8. Following the example of Charlemagne‘s coronation as “Emperor of the Romans” in 800, Otto was crowned Holy Roman Emperor in 962 by Pope John XII in Rome.
9. Otto’s later years were marked by conflicts with the papacy and struggles to stabilize his rule over Italy.
10. Reigning from Rome, Otto sought to improve relations with the Byzantine Empire, which opposed his claim to emperorship and his realm’s further expansion to the south.
11. To resolve this conflict, the Byzantine princess Theophanu married his son Otto II in April 972.
12. Otto first gained experience as a military commander when the German kingdom fought against Wendish tribes on its eastern border.
13. While campaigning against the Wends in 929, Otto’s illegitimate son William, the future Archbishop of Mainz, was born to a captive Wendish noblewoman.
14. At the age of almost 24, Otto assumed his father’s position as Duke of Saxony and King of Germany.
15. His coronation was held on August 7, 936, in Charlemagne’s former capital of Aachen, where Otto was anointed and crowned by Hildebert, the Archbishop of Mains.
16. Though he was a Saxon by birth, Otto appeared at the coronation in Frankish dress in an attempt to demonstrate his sovereignty over the Duchy of Lotharingia and his role as true successor to Charlemagne, whose last heirs in East Francia had died out in 911.
17. According to Widukind of Corvey, Otto had the four other dukes of the kingdom, from the duchies of Franconia, Swabia, Bavaria and Lorraine, act as his personal attendants at the coronation banquet.
18. Otto faced internal opposition from various local aristocrats during his reign.
19. In 936, Otto appointed Hermann Billung as Margrave, granting him authority over a march north of the Elbe River between the Limes Saxoniae and Peene Rivers.
20. In 937, Otto further offended the nobility through his appointment of Gero to succeed his older brother Siegfried as Count and Margrave of a vast border region around Merseburg that abutted the Wends on the lower Saale.
21. Beginning in the late 940s, Otto changed his internal policy and began to use the Catholic Church as a tool of his dominance.
22. He increasingly associated himself with the Church and his “divine right” to rule the kingdom, viewing himself as the protector of the Church.
23. Otto controlled the various bishops and abbots by investing in them with the symbols of their offices, both spiritual and secular, so the clerics were appointed as his vassals through a commendation ceremony.
24. Otto granted the various bishops and abbots of the kingdom the rank of count as well as the legal rights of counts within their territory.
25. Because Otto personally appointed all bishops and abbots, these reforms strengthened his central authority, and the upper ranks of the German Church functioned in some respect as an arm of the royal bureaucracy.

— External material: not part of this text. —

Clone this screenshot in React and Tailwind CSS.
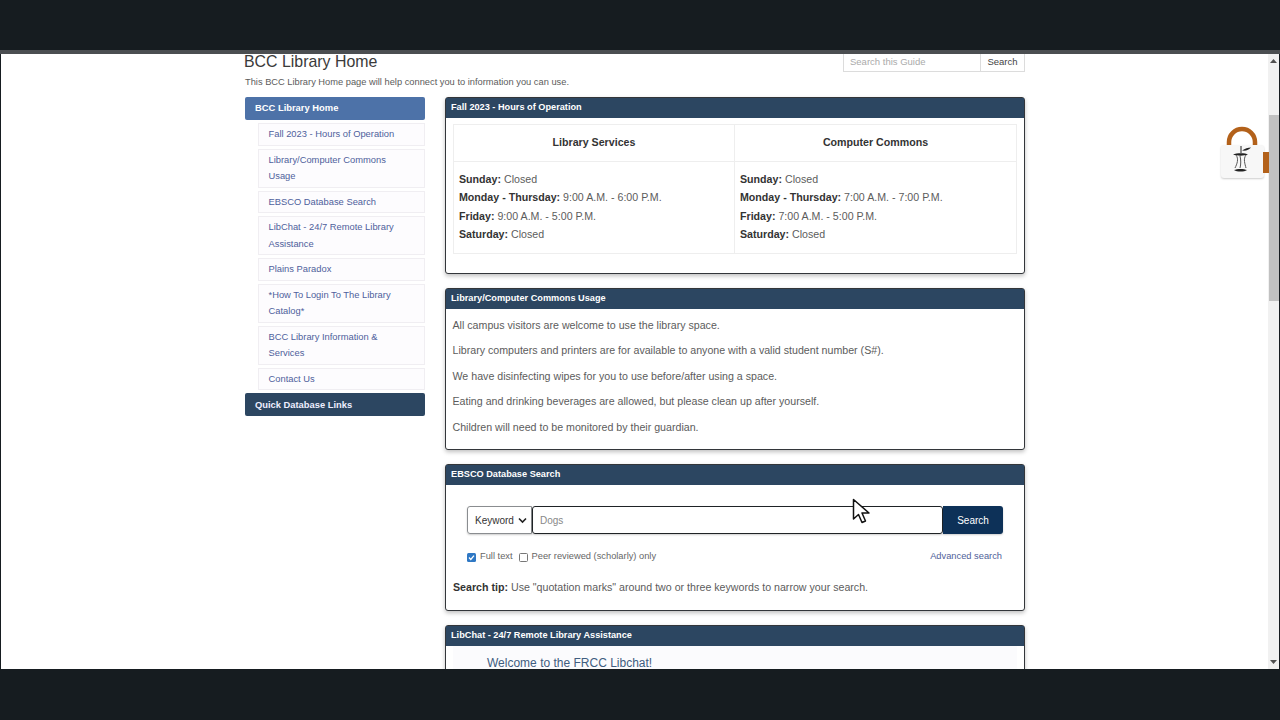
const nav = [
  "Fall 2023 - Hours of Operation",
  "Library/Computer Commons Usage",
  "EBSCO Database Search",
  "LibChat - 24/7 Remote Library Assistance",
  "Plains Paradox",
  "*How To Login To The Library Catalog*",
  "BCC Library Information & Services",
  "Contact Us",
];

const hours = [
  ["Library Services", "9:00 A.M. - 6:00 P.M.", "9:00 A.M. - 5:00 P.M."],
  ["Computer Commons", "7:00 A.M. - 7:00 P.M.", "7:00 A.M. - 5:00 P.M."],
];

const usage = [
  "All campus visitors are welcome to use the library space.",
  "Library computers and printers are for available to anyone with a valid student number (S#).",
  "We have disinfecting wipes for you to use before/after using a space.",
  "Eating and drinking beverages are allowed, but please clean up after yourself.",
  "Children will need to be monitored by their guardian.",
];

function Panel({ title, children, className = "" }) {
  return (
    <section className={`rounded-[3px] border border-[#33363a] bg-white shadow-[0_2px_4px_rgba(0,0,0,0.25)] ${className}`}>
      <h2 className="flex h-[20px] items-center bg-[#2c4661] px-[5px] text-[9.2px] font-bold text-white">{title}</h2>
      {children}
    </section>
  );
}

function Row({ label, value }) {
  return (
    <div className="h-[18.4px] leading-[18.4px]">
      <b className="font-bold text-[#333]">{label}</b> {value}
    </div>
  );
}

export default function App() {
  return (
    <div className="relative flex h-[720px] w-[1280px] flex-col overflow-hidden bg-[#161c20] font-['Liberation_Sans',sans-serif] text-[10.65px] text-[#5c5c5c]">
      <div className="h-[50px] shrink-0" />
      <div className="h-[4px] shrink-0 bg-[#4b4e51]" />
      <div className="flex h-[615px] shrink-0 pl-px pr-px">
        <main className="min-w-0 flex-1 overflow-hidden bg-white pl-[244px]">
          <div className="w-[780px]">
            <div className="flex h-[18px] items-start justify-between">
              <h1 className="-ml-px text-[15.9px] leading-[15px] text-[#3a3a3a]">BCC Library Home</h1>
              <div className="flex h-[18px] w-[182px] border border-t-0 border-[#dcdcdc] text-[9.5px]">
                <span className="flex flex-1 items-center pl-[6px] text-[#aaa]">Search this Guide</span>
                <span className="flex w-[44px] items-center justify-center border-l border-[#dcdcdc] text-[#444]">Search</span>
              </div>
            </div>
            <p className="mt-[3px] h-[22px] text-[9.3px] leading-[15px]">This BCC Library Home page will help connect you to information you can use.</p>

            <div className="flex gap-[20px]">
              <aside className="w-[180px] shrink-0">
                <div className="flex h-[23px] items-center rounded-[2px] bg-[#4d72a8] pl-[10px] text-[9.4px] font-bold text-white">BCC Library Home</div>
                <ul className="ml-[13px] mt-[3px] flex flex-col gap-[3px]">
                  {nav.map((n) => (
                    <li key={n} className="border border-[#f0eef2] bg-[#fdfcfe] py-[2px] pl-[9.5px] pr-[10px] text-[9.35px] leading-[16.5px] text-[#4f5f9c]">{n}</li>
                  ))}
                </ul>
                <div className="mt-[3px] flex h-[23px] items-center rounded-[2px] bg-[#2c4661] pl-[10px] pt-px text-[9.35px] font-bold text-[#eef]">Quick Database Links</div>
              </aside>

              <div className="flex w-[580px] shrink-0 flex-col gap-[14px]">
                <Panel title="Fall 2023 - Hours of Operation" className="h-[177px]">
                  <div className="mx-[7px] mt-[6px] grid h-[130px] grid-cols-2 border border-[#eeeeee]">
                    {hours.map(([name, mt, fri], i) => (
                      <div key={name} className={i === 0 ? "border-r border-[#eeeeee]" : ""}>
                        <div className="flex h-[37px] items-center justify-center border-b border-[#eeeeee] font-bold text-[#333]">{name}</div>
                        <div className="pl-[5px] pt-[8px]">
                          <Row label="Sunday:" value="Closed" />
                          <Row label="Monday - Thursday:" value={mt} />
                          <Row label="Friday:" value={fri} />
                          <Row label="Saturday:" value="Closed" />
                        </div>
                      </div>
                    ))}
                  </div>
                </Panel>

                <Panel title="Library/Computer Commons Usage" className="h-[162px]">
                  <div className="flex flex-col gap-[9px] pl-[6.5px] pt-[8px] leading-[16.4px]">
                    {usage.map((u) => <p key={u}>{u}</p>)}
                  </div>
                </Panel>

                <Panel title="EBSCO Database Search" className="h-[147px]">
                  <div className="mx-[21px] mt-[21px] flex h-[28px]">
                    <div className="flex w-[65px] items-center justify-between rounded-l-[3px] border border-[#8a8d90] pl-[7px] pr-[4.5px] text-[10px] text-[#333] shadow-[0_1px_2px_rgba(0,0,0,0.2)]">
                      Keyword
                      <svg width="9" height="7" viewBox="0 0 9 7" fill="none" stroke="#222" strokeWidth="1.6"><path d="M1 1.500l3.500 3.500L8 1.500" /></svg>
                    </div>
                    <div className="flex flex-1 items-center rounded-[3px] border-[1.5px] border-[#1f2326] pl-[7px] text-[10px] text-[#888] shadow-[0_1px_2px_rgba(0,0,0,0.2)]">Dogs</div>
                    <div className="flex w-[60px] items-center justify-center rounded-r-[3px] bg-[#0d3158] text-[10px] text-white shadow-[0_1px_2px_rgba(0,0,0,0.2)]">Search</div>
                  </div>
                  <div className="ml-[21px] mr-[22px] mt-[16px] flex h-[14px] items-center text-[9.3px] text-[#666]">
                    <svg className="mr-[4px]" width="9" height="9" viewBox="0 0 9 9"><rect width="9" height="9" rx="1.500" fill="#2f78c4" /><path d="M2 4.500l1.800 1.900L7 2.600" fill="none" stroke="#fff" strokeWidth="1.300" /></svg>
                    <span>Full text</span>
                    <span className="ml-[6px] mr-[4px] h-[9px] w-[9px] rounded-[1.5px] border border-[#777] bg-white" />
                    <span>Peer reviewed (scholarly) only</span>
                    <span className="ml-auto text-[#4f6199]">Advanced search</span>
                  </div>
                  <p className="ml-[7px] mt-[15px] leading-[16px]"><b className="font-bold text-[#333]">Search tip:</b> Use "quotation marks" around two or three keywords to narrow your search.</p>
                </Panel>

                <Panel title="LibChat - 24/7 Remote Library Assistance" className="h-[120px]">
                  <div className="mx-[7px] bg-[#fbfbfd] pl-[34px] pt-[10px] text-[12px] leading-[14px] text-[#3f5d80]">Welcome to the FRCC Libchat!</div>
                </Panel>
              </div>
            </div>
          </div>
        </main>
        <div className="flex w-[11px] shrink-0 flex-col items-center justify-between bg-[#f1f1f1] py-[5px]">
          <svg width="7" height="4" viewBox="0 0 7 4"><path d="M3.500 0L7 4H0z" fill="#505050" /></svg>
          <svg width="7" height="4" viewBox="0 0 7 4"><path d="M3.500 4L7 0H0z" fill="#505050" /></svg>
        </div>
      </div>
      <div className="flex-1" />

      <div className="absolute left-[1269px] top-[115px] h-[186px] w-[10px] bg-[#c1c1c1]" />

      <div className="absolute left-[1221px] top-[126px] h-[52px] w-[48px]">
        <svg className="absolute left-[5px] top-0" width="32" height="20" viewBox="0 0 32 20" fill="none"><path d="M3 20V16a13 13 0 0 1 26 0v4" stroke="#b3611a" strokeWidth="4.500" /></svg>
        <div className="absolute left-0 top-[19px] h-[33px] w-[43px] rounded-[3px] bg-[#f7f7f7] shadow-[0_1px_2px_rgba(0,0,0,0.2)]" />
        <div className="absolute left-[42px] top-[26px] h-[21px] w-[6px] bg-[#b3611a]" />
        <svg className="absolute left-[10px] top-[19px]" width="22" height="30" viewBox="0 0 22 30" fill="none">
          <path d="M10 1v7" stroke="#222" strokeWidth="1" />
          <path d="M11 5.500c3-2 6-3 9-3-2 2.500-5 3.500-9 3z" fill="#222" />
          <path d="M2 9.500c3-1.500 12-2 15 0-4 1.500-11 1.500-15 0z" fill="#222" />
          <path d="M5 10c3 4 1 9-1 13M15 10c-3 4-1 9 0 13M9 11c1 4 1 8 0 12" stroke="#555" strokeWidth="1" />
          <path d="M3 25c3-1.500 10-1.500 13 0-3 2-10 2-13 0z" fill="#222" />
        </svg>
      </div>

      <svg className="absolute left-[852px] top-[498px]" width="19" height="28" viewBox="0 0 19 28">
        <path d="M1.500 1.500V21l5-4.500 3.500 8 3.500-1.500-3.500-8H17z" fill="#fff" stroke="#111" strokeWidth="1.500" strokeLinejoin="round" />
      </svg>
    </div>
  );
}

26. Celebrating Easter with a great assembly in Quedlinburg, Emperor Otto was the most powerful man in Europe.
27. The transition of power to is 17 year old son Otto II was seamless. On May 8, 973, the lords of the Empire confirmed Otto II as their new ruler.
28. Although never Emperor, Otto’s father Henry I the Fowler is considered the founder of the Ottonian dynasty.
29. Otto had two wives and at least seven children, one of which was illegitimate.
30. A limited renaissance of the arts and architecture in the second half of the 10th century depended on the court patronage of Otto and his immediate successors.